The Smallest Something Not Quite Nothing
written by Thalia Field, directed by Bonnie Jones
lights by David Crandall

At PSYCHIC READINGS, 219 Park Ave, Baltimore
Wed & Thu, Jan 6 & 7 @ 9pm (doors at 8:15)
$10 (or $8 if you drink a prepared elixer at box office)

ABOUT THE PLAYS:

Strange Fire is a re-enactment of the infamous West Virginia Blessing sermon delivered by charismatic Christian preacher, Rodney Howard-Browne. In 1993, Brown whipped thousands of people who were in attendance into a frenzy through a sermon that consisted mostly of laughter and glossolalia. In Strange Fire, Royer extracts the large sections of the sermon that were delivered in tongues and re-contextualizes the “sacred text” in a hypnotizing, multi-sensory environment where the specific religious apparatus is removed, but the performative aspects of ritual and ecstatic trance are maintained.
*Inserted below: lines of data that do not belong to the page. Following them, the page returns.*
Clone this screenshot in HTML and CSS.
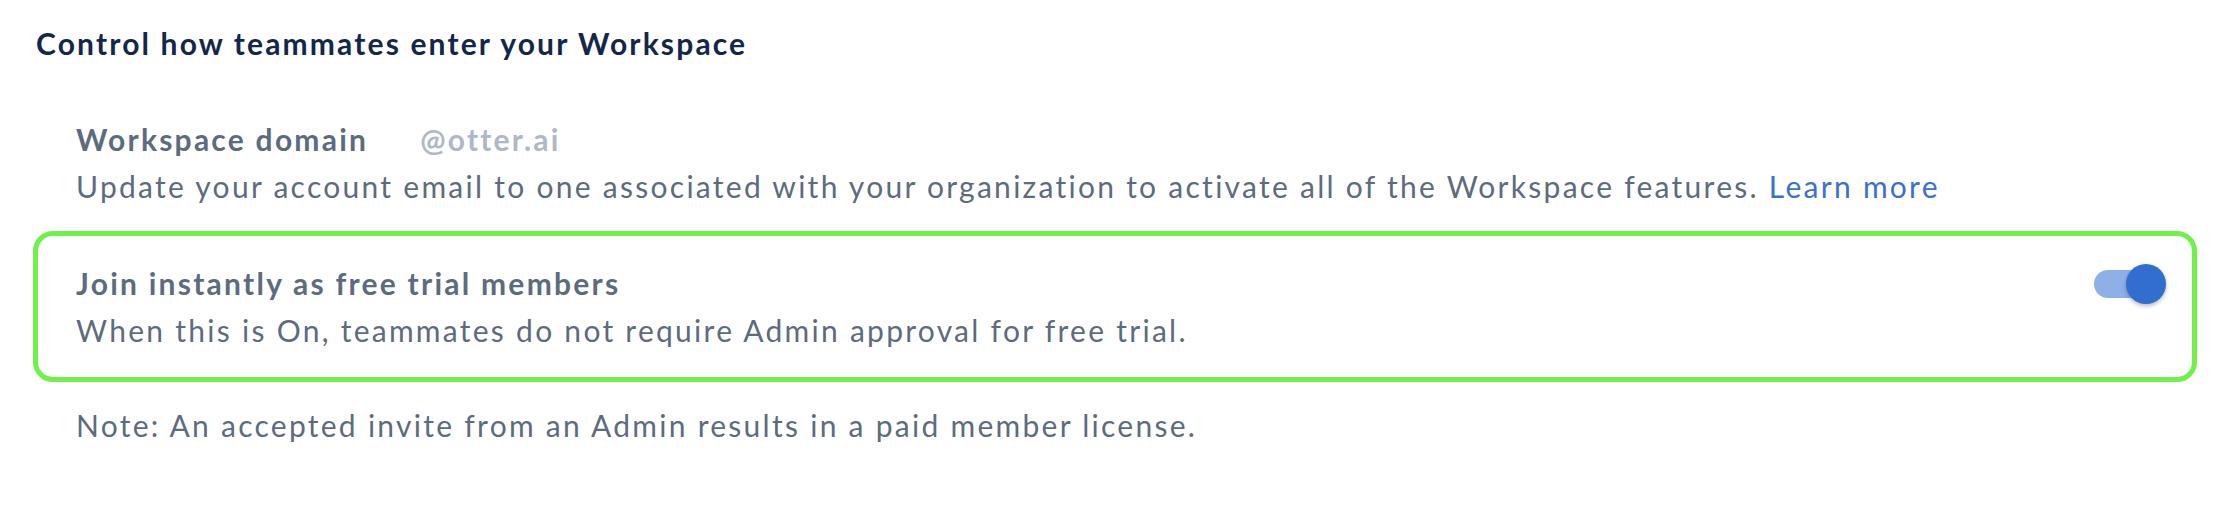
FILE: index.html
```html
<!DOCTYPE html>
<html lang="en">
<head>
<meta charset="utf-8">
<title>Workspace settings</title>
<link rel="stylesheet" href="styles.css">
</head>
<body>
<main class="page">
  <h2 class="title">Control how teammates enter your Workspace</h2>
  <section class="domain">
    <div class="domain-head">
      <span class="label">Workspace domain</span>
      <span class="domain-value">@otter.ai</span>
    </div>
    <p class="desc">Update your account email to one associated with your organization to activate all of the Workspace features. <a class="link" href="#">Learn more</a></p>
  </section>
  <section class="option">
    <div class="option-text">
      <div class="label">Join instantly as free trial members</div>
      <p class="desc">When this is On, teammates do not require Admin approval for free trial.</p>
    </div>
    <div class="toggle-wrap">
      <span class="toggle" role="switch" aria-checked="true"><span class="knob"></span></span>
    </div>
  </section>
  <p class="desc note">Note: An accepted invite from an Admin results in a paid member license.</p>
</main>
</body>
</html>
```
FILE: styles.css
```css
html, body {
  margin: 0;
  padding: 0;
  background: #ffffff;
}
body {
  font-family: Lato, "Open Sans", sans-serif;
  font-size: 30px;
  line-height: 47px;
  letter-spacing: 2.27px;
  color: #5d6b7f;
}
.page {
  padding: 20px 17px 0 36px;
}
.title {
  margin: 0;
  font-size: 30px;
  font-weight: 700;
  line-height: 47px;
  letter-spacing: 2.15px;
  color: #13274a;
}
.domain {
  margin-top: 49px;
  padding-left: 40px;
}
.domain-head {
  display: flex;
  gap: 52px;
}
.label {
  font-weight: 700;
  letter-spacing: 2.25px;
  color: #5d6b7f;
}
.domain-value {
  color: #aeb8c6;
  font-weight: 700;
  letter-spacing: 2.2px;
}
.desc {
  margin: 0;
  font-weight: 400;
}
.link {
  color: #3a70d6;
  text-decoration: none;
}
.option {
  margin-top: 21px;
  margin-left: -3px;
  border: 5px solid #6ff04b;
  border-radius: 20px;
  padding: 24px 30px 23px 38px;
  display: flex;
  justify-content: space-between;
  align-items: flex-start;
}
.toggle-wrap {
  height: 47px;
  display: flex;
  align-items: center;
}
.toggle {
  position: relative;
  display: block;
  width: 68px;
  height: 28px;
  border-radius: 14px;
  background: #8fb0e6;
}
.knob {
  position: absolute;
  top: -6px;
  right: -4px;
  width: 40px;
  height: 40px;
  border-radius: 50%;
  background: #326ecf;
  box-shadow: 0 2px 4px rgba(0, 0, 0, 0.28);
}
.note {
  margin-top: 20px;
  padding-left: 40px;
}
```
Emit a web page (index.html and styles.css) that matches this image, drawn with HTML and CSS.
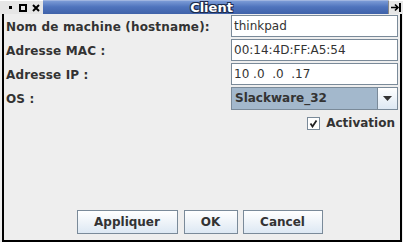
FILE: index.html
```html
<!DOCTYPE html>
<html lang="fr">
<head>
  <meta charset="UTF-8">
  <title>Client</title>
  <link rel="stylesheet" href="styles.css">
</head>
<body>
<div class="window">
  <div class="titlebar">
    <div class="tb-buttons">
      <span class="tb-min"></span>
      <span class="tb-max"></span>
      <svg class="tb-close" width="8" height="8" viewBox="0 0 8 8"><path d="M1 1L7 7M7 1L1 7" stroke="#000" stroke-width="2"/></svg>
    </div>
    <div class="tb-title">Client</div>
    <div class="tb-pin">
      <svg width="11" height="9" viewBox="0 0 11 9"><path d="M0 4.5H7M4 1.5L7 4.5L4 7.5" stroke="#000" stroke-width="1.6" fill="none"/><path d="M9 0V9" stroke="#000" stroke-width="2"/></svg>
    </div>
  </div>

  <div class="frame">
    <div class="form">
      <label class="lbl">Nom de machine (hostname):</label>
      <div class="field">thinkpad</div>

      <label class="lbl">Adresse MAC :</label>
      <div class="field">00:14:4D:FF:A5:54</div>

      <label class="lbl">Adresse IP :</label>
      <div class="field">10 .0  .0  .17</div>

      <label class="lbl">OS :</label>
      <div class="combo">
        <span class="combo-value">Slackware_32</span>
        <span class="combo-arrow"><svg width="9" height="5" viewBox="0 0 9 5"><path d="M0 0H9L4.5 5Z" fill="#333"/></svg></span>
      </div>
    </div>

    <div class="check-row">
      <span class="checkbox"><svg width="9" height="9" viewBox="0 0 9 9"><path d="M1.5 4.5L3.5 7.5L7.5 1.5" stroke="#222" stroke-width="1.8" fill="none"/></svg></span>
      <span class="check-label">Activation</span>
    </div>

    <div class="buttons">
      <button class="btn btn-apply">Appliquer</button>
      <button class="btn btn-ok">OK</button>
      <button class="btn btn-cancel">Cancel</button>
    </div>
  </div>
</div>
</body>
</html>
```

FILE: styles.css
```css
* {
  margin: 0;
  padding: 0;
  box-sizing: border-box;
}

body, html {
  width: 403px;
  height: 242px;
  overflow: hidden;
  background: #eeeeee;
}

.window {
  width: 403px;
  height: 242px;
  display: flex;
  flex-direction: column;
  font-family: "DejaVu Sans", sans-serif;
  color: #333333;
}

.titlebar {
  height: 14px;
  display: flex;
  flex: 0 0 auto;
  background: #e6e6e6;
}

.tb-buttons {
  flex: 0 0 43px;
  display: flex;
  align-items: center;
  padding-left: 9px;
  border-top: 1px solid #fff;
}

.tb-min {
  width: 3px;
  height: 3px;
  background: #000;
  margin-right: 7px;
}

.tb-max {
  width: 8px;
  height: 8px;
  border: 2px solid #000;
  margin-right: 5px;
}

.tb-close {
  display: block;
}

.tb-title {
  flex: 1;
  background: linear-gradient(#7a9ad6, #4f74bd 45%, #3f62a9);
  border-top: 1px solid #9fb5e0;
  color: #ffffff;
  font-weight: bold;
  font-size: 13px;
  line-height: 13px;
  text-align: center;
  text-shadow: 1px 1px 0 #1d2c4d, -1px -1px 0 #1d2c4d, 1px -1px 0 #1d2c4d, -1px 1px 0 #1d2c4d;
  padding-right: 8px;
}

.tb-pin {
  flex: 0 0 15px;
  display: flex;
  align-items: center;
  justify-content: center;
  border-top: 1px solid #fff;
  border-left: 1px solid #888;
}

.frame {
  flex: 1;
  display: flex;
  flex-direction: column;
  margin: 0 1px 0 2px;
  border-left: 2px solid #000;
  border-right: 2px solid #000;
  border-bottom: 2px solid #000;
  box-shadow: 0 3px 0 -1px #000;
  padding: 1px 2px 0 1px;
}

.form {
  display: grid;
  grid-template-columns: 226px 1fr;
  row-gap: 2px;
  align-items: center;
}

.lbl {
  font-weight: bold;
  font-size: 12px;
  letter-spacing: 0.15px;
  padding-left: 1px;
  padding-top: 1px;
}

.field {
  height: 22px;
  background: #ffffff;
  border: 1px solid #7a8a99;
  font-size: 12px;
  line-height: 20px;
  padding-left: 2px;
  color: #333333;
  white-space: pre;
}

.combo {
  height: 23px;
  display: flex;
  border: 1px solid #7a8a99;
  background: #a3b8cc;
}

.combo-value {
  flex: 1;
  font-weight: bold;
  font-size: 12px;
  line-height: 21px;
  padding-left: 3px;
}

.combo-arrow {
  width: 20px;
  display: flex;
  align-items: center;
  justify-content: center;
  border-left: 1px solid #7a8a99;
  background: linear-gradient(#ffffff, #dde8f3);
}

.check-row {
  display: flex;
  justify-content: flex-end;
  align-items: center;
  gap: 6px;
  margin-top: 6px;
  padding-right: 3px;
}

.checkbox {
  width: 13px;
  height: 13px;
  border: 1px solid #7a8a99;
  background: #ffffff;
  display: flex;
  align-items: center;
  justify-content: center;
}

.check-label {
  font-weight: bold;
  font-size: 12px;
}

.buttons {
  margin-top: auto;
  margin-bottom: 6px;
  display: flex;
  justify-content: center;
  padding-right: 4px;
}

.btn {
  height: 24px;
  border: 1px solid #7a8a99;
  background: linear-gradient(#ffffff, #dde8f3);
  font-family: "DejaVu Sans", sans-serif;
  font-weight: bold;
  font-size: 12px;
  color: #333333;
}

.btn-apply {
  width: 101px;
  margin-right: 6px;
}

.btn-ok {
  width: 54px;
  margin-right: 5px;
}

.btn-cancel {
  width: 80px;
}
```
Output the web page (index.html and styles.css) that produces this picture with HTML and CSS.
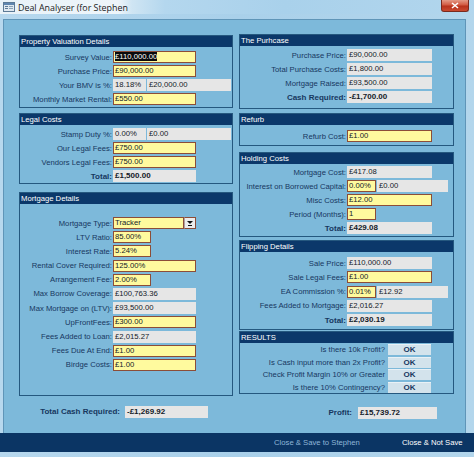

The Smallest Something Not Quite Nothing was written by poet, playwright Thalia Field. First published in “PLAY A Journal of Plays” in 2009, this will be the world premier staging of the piece. The play is about how amazingly sad, sexy, and creepy it is to be watched and watching each other all the time in a highly surveilled human society (condition). People watching each other, objects watching each other, all of us and all of our objects trying to touch each other – check each other out, define each other’s shapes.
Two characters, Superstar and Radar, encounter each other and this world amidst war, pop music, celebrity culture and constant bombardment by waves and waves of invisible frequencies.